The Belgium thing all started nine years ago, when she was communicating with various blues enthusiasts on an internet list-serv, doing research for her web site. Almost by accident, she ran in to Marc Borms, a blues fan from Belgium who listened to the same gospel acts as she did, including the Mississippi Mass Choir and James Cleveland. When on vacation in Europe she met up with Borms, and he asked her to sing at his church, a small Catholic parish in Aalst. A promoter saw her show, and within a year she was doing regular performances in Europe.

In 2004, the Damien Foundation, which is named for a Belgian Catholic missionary who spent his ministry in a Hawaiian leper colony, brought together dozens of church choirs across Belgium. And under Gilmore’s tutelage, they learned a set of gospel songs that were recorded as Gospels for Damien.

Gilmore laughs at the memory of teaching 2,000 Francophones how to sing spirituals, but then turns serious. Once, a man approached her after a performance and told her that he had just lost his wife, and that this was the first time he had left his house since then.
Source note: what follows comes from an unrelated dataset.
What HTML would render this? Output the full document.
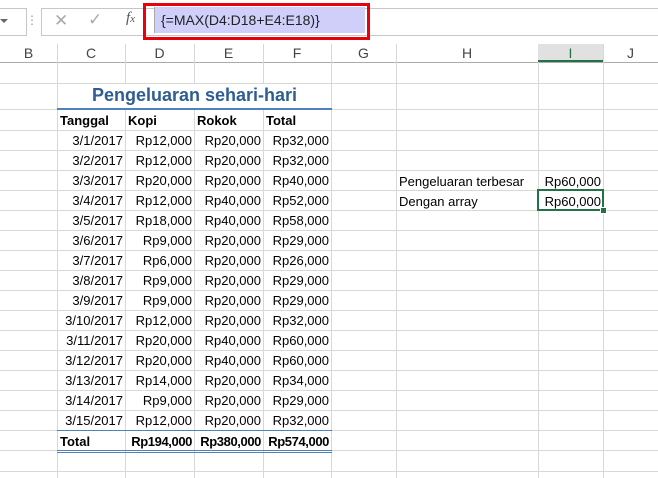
<!DOCTYPE html><html><head><style>
body{margin:0;width:658px;height:478px;overflow:hidden;background:#fff;font-family:"Liberation Sans",sans-serif;position:relative}
.a{position:absolute}
.v{position:absolute;top:62px;bottom:0;width:1px;background:#d8d8d8}
.h{position:absolute;left:0;right:0;height:1px;background:#d8d8d8}
.hd{position:absolute;top:44px;height:18px;font-size:14px;color:#444;text-align:center;line-height:19px}
.c{position:absolute;font-size:13px;height:20px;line-height:22px;color:#000;white-space:nowrap}
.r{text-align:right}
</style></head><body>
<div class="a" style="left:0;top:8px;width:26px;height:26px;border:1px solid #c6c6c6;border-left:none"></div>
<div class="a" style="left:0;top:19px;width:0;height:0;border-left:4px solid transparent;border-right:4px solid transparent;border-top:4px solid #666"></div>
<div class="a" style="left:26px;top:13px;color:#999;font-size:12px">⋮</div>
<div class="a" style="left:41px;top:8px;width:616px;height:26px;border:1px solid #c6c6c6;border-right:none"></div>
<div class="a" style="left:54px;top:11px;color:#aaa;font-size:17px">✕</div>
<div class="a" style="left:88px;top:10px;color:#aaa;font-size:17px">✓</div>
<div class="a" style="left:126px;top:10px;color:#555;font-size:15px;font-family:'Liberation Serif',serif;font-style:italic">f<span style="font-size:11px">x</span></div>
<div class="a" style="left:143px;top:3px;width:221px;height:31px;border:3px solid #e8000b"></div>
<div class="a" style="left:154px;top:7px;width:210px;height:26px;background:#cfcffa;border-left:1px solid #aaa"></div>
<div class="a" style="left:161px;top:12px;font-size:14px;color:#222">{=MAX(D4:D18+E4:E18)}</div>
<div class="h" style="top:62px;background:#ababab"></div>
<div class="a" style="left:538px;top:44px;width:65px;height:18px;background:#e1e1e1"></div>
<div class="a" style="left:538px;top:60px;width:65px;height:2px;background:#217346"></div>
<div class="hd" style="left:0;width:57px">B</div>
<div class="hd" style="left:57px;width:68px">C</div>
<div class="hd" style="left:125px;width:69px">D</div>
<div class="hd" style="left:194px;width:69px">E</div>
<div class="hd" style="left:263px;width:68px">F</div>
<div class="hd" style="left:331px;width:65px">G</div>
<div class="hd" style="left:396px;width:142px">H</div>
<div class="hd" style="left:538px;width:65px;color:#217346">I</div>
<div class="hd" style="left:603px;width:55px">J</div>
<div class="a" style="left:57px;top:44px;width:1px;height:18px;background:#d8d8d8"></div>
<div class="a" style="left:125px;top:44px;width:1px;height:18px;background:#d8d8d8"></div>
<div class="a" style="left:194px;top:44px;width:1px;height:18px;background:#d8d8d8"></div>
<div class="a" style="left:263px;top:44px;width:1px;height:18px;background:#d8d8d8"></div>
<div class="a" style="left:331px;top:44px;width:1px;height:18px;background:#d8d8d8"></div>
<div class="a" style="left:396px;top:44px;width:1px;height:18px;background:#d8d8d8"></div>
<div class="a" style="left:603px;top:44px;width:1px;height:18px;background:#d8d8d8"></div>
<div class="v" style="left:57px"></div><div class="v" style="left:125px"></div><div class="v" style="left:194px"></div><div class="v" style="left:263px"></div><div class="v" style="left:331px"></div><div class="v" style="left:396px"></div><div class="v" style="left:538px"></div><div class="v" style="left:603px"></div>
<div class="h" style="top:83px"></div><div class="h" style="top:109px"></div>
<div class="h" style="top:130px"></div><div class="h" style="top:150px"></div><div class="h" style="top:170px"></div><div class="h" style="top:190px"></div><div class="h" style="top:210px"></div><div class="h" style="top:230px"></div><div class="h" style="top:250px"></div><div class="h" style="top:270px"></div><div class="h" style="top:290px"></div><div class="h" style="top:310px"></div><div class="h" style="top:330px"></div><div class="h" style="top:350px"></div><div class="h" style="top:370px"></div><div class="h" style="top:390px"></div><div class="h" style="top:410px"></div><div class="h" style="top:430px"></div><div class="h" style="top:450px"></div><div class="h" style="top:471px"></div>
<div class="a" style="left:58px;top:84px;width:273px;height:24px;background:#fff"></div>
<div class="a" style="left:58px;top:85px;width:273px;text-align:center;font-size:18px;font-weight:bold;color:#2e5d92">Pengeluaran sehari-hari</div>
<div class="a" style="left:57px;top:108px;width:275px;height:2px;background:#4f81bd"></div>
<div class="c" style="left:60px;top:110px;font-weight:bold">Tanggal</div>
<div class="c" style="left:128px;top:110px;font-weight:bold">Kopi</div>
<div class="c" style="left:197px;top:110px;font-weight:bold">Rokok</div>
<div class="c" style="left:266px;top:110px;font-weight:bold">Total</div>
<div class="a" style="left:57px;top:430px;width:275px;height:1px;background:#4f81bd"></div>
<div class="a" style="left:57px;top:450px;width:275px;height:1px;background:#4f81bd"></div>
<div class="a" style="left:57px;top:452px;width:275px;height:1px;background:#4f81bd"></div>
<div class="c r" style="left:57px;width:66px;top:130px">3/1/2017</div><div class="c r" style="left:125px;width:67px;top:130px">Rp12,000</div><div class="c r" style="left:194px;width:67px;top:130px">Rp20,000</div><div class="c r" style="left:263px;width:66px;top:130px">Rp32,000</div>
<div class="c r" style="left:57px;width:66px;top:150px">3/2/2017</div><div class="c r" style="left:125px;width:67px;top:150px">Rp12,000</div><div class="c r" style="left:194px;width:67px;top:150px">Rp20,000</div><div class="c r" style="left:263px;width:66px;top:150px">Rp32,000</div>
<div class="c r" style="left:57px;width:66px;top:170px">3/3/2017</div><div class="c r" style="left:125px;width:67px;top:170px">Rp20,000</div><div class="c r" style="left:194px;width:67px;top:170px">Rp20,000</div><div class="c r" style="left:263px;width:66px;top:170px">Rp40,000</div>
<div class="c r" style="left:57px;width:66px;top:190px">3/4/2017</div><div class="c r" style="left:125px;width:67px;top:190px">Rp12,000</div><div class="c r" style="left:194px;width:67px;top:190px">Rp40,000</div><div class="c r" style="left:263px;width:66px;top:190px">Rp52,000</div>
<div class="c r" style="left:57px;width:66px;top:210px">3/5/2017</div><div class="c r" style="left:125px;width:67px;top:210px">Rp18,000</div><div class="c r" style="left:194px;width:67px;top:210px">Rp40,000</div><div class="c r" style="left:263px;width:66px;top:210px">Rp58,000</div>
<div class="c r" style="left:57px;width:66px;top:230px">3/6/2017</div><div class="c r" style="left:125px;width:67px;top:230px">Rp9,000</div><div class="c r" style="left:194px;width:67px;top:230px">Rp20,000</div><div class="c r" style="left:263px;width:66px;top:230px">Rp29,000</div>
<div class="c r" style="left:57px;width:66px;top:250px">3/7/2017</div><div class="c r" style="left:125px;width:67px;top:250px">Rp6,000</div><div class="c r" style="left:194px;width:67px;top:250px">Rp20,000</div><div class="c r" style="left:263px;width:66px;top:250px">Rp26,000</div>
<div class="c r" style="left:57px;width:66px;top:270px">3/8/2017</div><div class="c r" style="left:125px;width:67px;top:270px">Rp9,000</div><div class="c r" style="left:194px;width:67px;top:270px">Rp20,000</div><div class="c r" style="left:263px;width:66px;top:270px">Rp29,000</div>
<div class="c r" style="left:57px;width:66px;top:290px">3/9/2017</div><div class="c r" style="left:125px;width:67px;top:290px">Rp9,000</div><div class="c r" style="left:194px;width:67px;top:290px">Rp20,000</div><div class="c r" style="left:263px;width:66px;top:290px">Rp29,000</div>
<div class="c r" style="left:57px;width:66px;top:310px">3/10/2017</div><div class="c r" style="left:125px;width:67px;top:310px">Rp12,000</div><div class="c r" style="left:194px;width:67px;top:310px">Rp20,000</div><div class="c r" style="left:263px;width:66px;top:310px">Rp32,000</div>
<div class="c r" style="left:57px;width:66px;top:330px">3/11/2017</div><div class="c r" style="left:125px;width:67px;top:330px">Rp20,000</div><div class="c r" style="left:194px;width:67px;top:330px">Rp40,000</div><div class="c r" style="left:263px;width:66px;top:330px">Rp60,000</div>
<div class="c r" style="left:57px;width:66px;top:350px">3/12/2017</div><div class="c r" style="left:125px;width:67px;top:350px">Rp20,000</div><div class="c r" style="left:194px;width:67px;top:350px">Rp40,000</div><div class="c r" style="left:263px;width:66px;top:350px">Rp60,000</div>
<div class="c r" style="left:57px;width:66px;top:370px">3/13/2017</div><div class="c r" style="left:125px;width:67px;top:370px">Rp14,000</div><div class="c r" style="left:194px;width:67px;top:370px">Rp20,000</div><div class="c r" style="left:263px;width:66px;top:370px">Rp34,000</div>
<div class="c r" style="left:57px;width:66px;top:390px">3/14/2017</div><div class="c r" style="left:125px;width:67px;top:390px">Rp9,000</div><div class="c r" style="left:194px;width:67px;top:390px">Rp20,000</div><div class="c r" style="left:263px;width:66px;top:390px">Rp29,000</div>
<div class="c r" style="left:57px;width:66px;top:410px">3/15/2017</div><div class="c r" style="left:125px;width:67px;top:410px">Rp12,000</div><div class="c r" style="left:194px;width:67px;top:410px">Rp20,000</div><div class="c r" style="left:263px;width:66px;top:410px">Rp32,000</div>
<div class="c" style="left:60px;top:431px;font-weight:bold">Total</div>
<div class="c r" style="left:125px;width:67px;top:431px;font-weight:bold;letter-spacing:-0.4px">Rp194,000</div>
<div class="c r" style="left:194px;width:67px;top:431px;font-weight:bold;letter-spacing:-0.4px">Rp380,000</div>
<div class="c r" style="left:263px;width:66px;top:431px;font-weight:bold;letter-spacing:-0.4px">Rp574,000</div>
<div class="c" style="left:399px;top:171px">Pengeluaran terbesar</div>
<div class="c r" style="left:538px;width:63px;top:171px">Rp60,000</div>
<div class="c" style="left:399px;top:191px">Dengan array</div>
<div class="a" style="left:537px;top:189px;width:63px;height:18px;border:2px solid #217346;background:#fff"></div>
<div class="a" style="left:600px;top:207px;width:5px;height:5px;background:#217346;border:1px solid #fff"></div>
<div class="c r" style="left:538px;width:63px;top:191px">Rp60,000</div>
</body></html>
He told Gilmore that her rendition of “Precious Lord” had changed his life.

“When I sing in Europe, often people don’t understand, because they don’t speak English,” she says. “[But] now that crosses cultures. For me, gospel music has become a bigger calling. I think we all have our ministries, but gospel music is such a compelling ministry, because souls don’t come in cultures.”

In August, Gilmore returns to Europe to record the second Gospels for Damien record, and to sing at the Liege Jazz Festival in Belgium. In September, she splits time between studios in Belgium and the Netherlands, recording a new blues album, tentatively titled I’d Like to Say Hello.
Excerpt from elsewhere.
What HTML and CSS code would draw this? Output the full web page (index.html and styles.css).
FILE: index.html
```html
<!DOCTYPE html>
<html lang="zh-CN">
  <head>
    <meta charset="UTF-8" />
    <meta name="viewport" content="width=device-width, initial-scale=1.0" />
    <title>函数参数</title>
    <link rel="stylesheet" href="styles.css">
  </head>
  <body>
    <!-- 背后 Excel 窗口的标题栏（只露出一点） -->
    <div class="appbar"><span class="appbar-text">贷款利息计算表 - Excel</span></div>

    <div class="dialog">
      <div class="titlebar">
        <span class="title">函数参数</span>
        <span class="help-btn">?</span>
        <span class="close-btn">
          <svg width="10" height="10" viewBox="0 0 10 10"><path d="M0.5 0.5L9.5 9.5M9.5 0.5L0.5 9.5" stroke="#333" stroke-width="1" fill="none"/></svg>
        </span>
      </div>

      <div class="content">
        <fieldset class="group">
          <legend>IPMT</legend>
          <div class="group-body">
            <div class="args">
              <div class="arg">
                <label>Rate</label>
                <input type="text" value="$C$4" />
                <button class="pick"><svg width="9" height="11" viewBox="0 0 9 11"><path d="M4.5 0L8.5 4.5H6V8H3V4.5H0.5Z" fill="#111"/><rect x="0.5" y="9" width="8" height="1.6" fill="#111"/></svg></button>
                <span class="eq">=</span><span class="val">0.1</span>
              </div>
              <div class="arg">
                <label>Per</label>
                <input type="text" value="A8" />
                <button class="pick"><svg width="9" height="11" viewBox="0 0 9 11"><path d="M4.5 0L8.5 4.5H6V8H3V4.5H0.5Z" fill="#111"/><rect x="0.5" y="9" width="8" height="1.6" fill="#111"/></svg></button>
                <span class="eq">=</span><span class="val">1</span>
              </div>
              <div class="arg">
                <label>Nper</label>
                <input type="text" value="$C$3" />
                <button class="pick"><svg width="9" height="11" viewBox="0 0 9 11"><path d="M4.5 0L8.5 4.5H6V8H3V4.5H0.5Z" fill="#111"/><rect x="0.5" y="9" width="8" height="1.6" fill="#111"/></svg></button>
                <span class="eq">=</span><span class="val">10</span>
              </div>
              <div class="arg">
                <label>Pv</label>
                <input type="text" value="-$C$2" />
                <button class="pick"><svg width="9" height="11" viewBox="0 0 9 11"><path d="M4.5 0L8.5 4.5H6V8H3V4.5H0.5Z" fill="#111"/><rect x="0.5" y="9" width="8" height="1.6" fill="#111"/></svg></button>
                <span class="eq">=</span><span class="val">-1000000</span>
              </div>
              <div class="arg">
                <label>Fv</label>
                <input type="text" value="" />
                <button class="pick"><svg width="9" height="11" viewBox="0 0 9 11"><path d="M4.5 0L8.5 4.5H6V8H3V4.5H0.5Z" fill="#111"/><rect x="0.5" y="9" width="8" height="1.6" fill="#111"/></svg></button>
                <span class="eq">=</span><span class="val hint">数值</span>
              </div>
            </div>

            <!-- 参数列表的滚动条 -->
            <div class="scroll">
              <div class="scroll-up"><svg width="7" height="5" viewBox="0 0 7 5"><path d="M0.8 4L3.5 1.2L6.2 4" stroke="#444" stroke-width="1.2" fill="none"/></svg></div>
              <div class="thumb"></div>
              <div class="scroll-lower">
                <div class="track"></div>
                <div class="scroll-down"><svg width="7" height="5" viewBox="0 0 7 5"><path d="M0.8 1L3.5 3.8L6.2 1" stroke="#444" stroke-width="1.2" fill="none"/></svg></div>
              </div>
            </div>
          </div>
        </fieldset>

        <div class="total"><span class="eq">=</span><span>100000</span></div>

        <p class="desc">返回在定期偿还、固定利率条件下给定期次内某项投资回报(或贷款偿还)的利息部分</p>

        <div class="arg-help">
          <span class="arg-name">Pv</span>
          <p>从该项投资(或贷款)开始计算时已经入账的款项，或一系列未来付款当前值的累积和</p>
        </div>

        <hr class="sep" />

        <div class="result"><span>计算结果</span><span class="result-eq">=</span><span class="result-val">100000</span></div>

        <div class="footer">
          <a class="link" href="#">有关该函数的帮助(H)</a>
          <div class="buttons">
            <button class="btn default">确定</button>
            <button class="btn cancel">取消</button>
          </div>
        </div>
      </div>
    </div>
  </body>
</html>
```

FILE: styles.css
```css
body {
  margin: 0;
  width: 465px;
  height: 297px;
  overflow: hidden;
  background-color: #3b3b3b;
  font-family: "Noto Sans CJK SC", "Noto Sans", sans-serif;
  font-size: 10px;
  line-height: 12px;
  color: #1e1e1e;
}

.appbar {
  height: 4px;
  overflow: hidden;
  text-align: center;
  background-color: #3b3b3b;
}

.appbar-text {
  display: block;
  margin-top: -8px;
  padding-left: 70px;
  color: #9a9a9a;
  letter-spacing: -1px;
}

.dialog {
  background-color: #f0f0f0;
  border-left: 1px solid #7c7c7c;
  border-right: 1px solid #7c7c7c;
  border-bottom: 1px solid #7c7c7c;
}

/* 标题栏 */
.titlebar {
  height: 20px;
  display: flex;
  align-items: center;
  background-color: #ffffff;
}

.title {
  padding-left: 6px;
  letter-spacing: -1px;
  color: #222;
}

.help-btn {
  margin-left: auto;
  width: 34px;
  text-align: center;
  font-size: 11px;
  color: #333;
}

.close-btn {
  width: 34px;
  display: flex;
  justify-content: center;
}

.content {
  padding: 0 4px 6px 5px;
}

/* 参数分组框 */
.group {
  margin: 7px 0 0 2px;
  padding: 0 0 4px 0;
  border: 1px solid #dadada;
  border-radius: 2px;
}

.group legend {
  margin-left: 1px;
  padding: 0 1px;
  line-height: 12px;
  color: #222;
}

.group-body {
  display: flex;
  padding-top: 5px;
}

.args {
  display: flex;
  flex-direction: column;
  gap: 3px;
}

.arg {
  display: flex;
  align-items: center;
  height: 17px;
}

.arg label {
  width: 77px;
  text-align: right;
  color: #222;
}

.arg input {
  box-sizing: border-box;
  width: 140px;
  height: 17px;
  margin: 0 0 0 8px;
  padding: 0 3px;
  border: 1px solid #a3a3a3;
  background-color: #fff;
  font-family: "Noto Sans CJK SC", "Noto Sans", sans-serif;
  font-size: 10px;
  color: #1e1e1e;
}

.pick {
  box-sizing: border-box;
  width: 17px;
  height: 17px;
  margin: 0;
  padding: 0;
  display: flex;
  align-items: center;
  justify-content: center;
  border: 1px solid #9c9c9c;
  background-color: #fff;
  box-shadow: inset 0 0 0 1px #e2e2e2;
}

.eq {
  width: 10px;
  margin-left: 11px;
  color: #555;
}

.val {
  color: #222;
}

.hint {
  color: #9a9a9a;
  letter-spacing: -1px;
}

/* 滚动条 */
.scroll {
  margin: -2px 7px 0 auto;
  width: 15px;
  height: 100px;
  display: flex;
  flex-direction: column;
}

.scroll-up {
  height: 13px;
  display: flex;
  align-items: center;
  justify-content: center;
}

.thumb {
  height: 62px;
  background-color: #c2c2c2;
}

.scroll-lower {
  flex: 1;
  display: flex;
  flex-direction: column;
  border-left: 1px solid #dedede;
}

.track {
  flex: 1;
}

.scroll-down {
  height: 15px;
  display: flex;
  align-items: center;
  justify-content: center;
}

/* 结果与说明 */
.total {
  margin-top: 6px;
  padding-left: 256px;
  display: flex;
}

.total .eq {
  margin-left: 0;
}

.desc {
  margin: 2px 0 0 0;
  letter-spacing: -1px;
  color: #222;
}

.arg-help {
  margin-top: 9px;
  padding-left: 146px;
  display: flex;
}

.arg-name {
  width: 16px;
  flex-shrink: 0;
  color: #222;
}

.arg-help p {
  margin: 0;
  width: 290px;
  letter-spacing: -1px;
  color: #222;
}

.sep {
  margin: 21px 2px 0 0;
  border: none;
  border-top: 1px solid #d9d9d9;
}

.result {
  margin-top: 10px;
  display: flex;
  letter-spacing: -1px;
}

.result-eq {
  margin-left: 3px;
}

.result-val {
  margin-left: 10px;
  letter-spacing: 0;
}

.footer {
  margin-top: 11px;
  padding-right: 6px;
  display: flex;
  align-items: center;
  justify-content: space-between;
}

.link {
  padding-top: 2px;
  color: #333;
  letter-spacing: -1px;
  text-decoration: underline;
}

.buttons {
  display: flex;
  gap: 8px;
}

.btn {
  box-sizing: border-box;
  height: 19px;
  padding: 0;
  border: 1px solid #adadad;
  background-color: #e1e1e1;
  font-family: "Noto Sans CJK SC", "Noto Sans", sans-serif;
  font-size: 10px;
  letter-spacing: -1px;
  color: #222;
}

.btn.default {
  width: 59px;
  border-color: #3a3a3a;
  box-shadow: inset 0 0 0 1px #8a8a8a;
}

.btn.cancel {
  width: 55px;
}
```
The album will be mostly her own originals, including the charming “I’d Like to Say Hello (But My Man Is Here Tonight),” in which the narrator ponders infidelity: “I’d like to come on over and have a little drink/ But my man doesn’t let me breathe.” Another original track from the new record, the upbeat boogie-woogie “Kiss Me Baby,” is a similarly Mamie Smith-flirty love letter. “Lean closer honey, let me whisper in your ear,” she sings. “Don’t want no one to know what I plan to do to you/ but right now honey you can thrill me through and through.”

It’s the same old Gilmore—highlighting her vocal split personality and her incredible versatility. And for Gilmore it’s all the same. Her attraction to and affinity for singing both blues and gospel is a mystery even to her, and one that she enjoys exploring. And for now, she sees these same feelings of conflict, mystery, and passion in the blues women she interviews for her book, the musicians she meets on the road, and anyone who identifies with her music. “There’s this commonality that there’s a mystery to it all,” she says. “We don’t know why we sing the blues, we just do it.”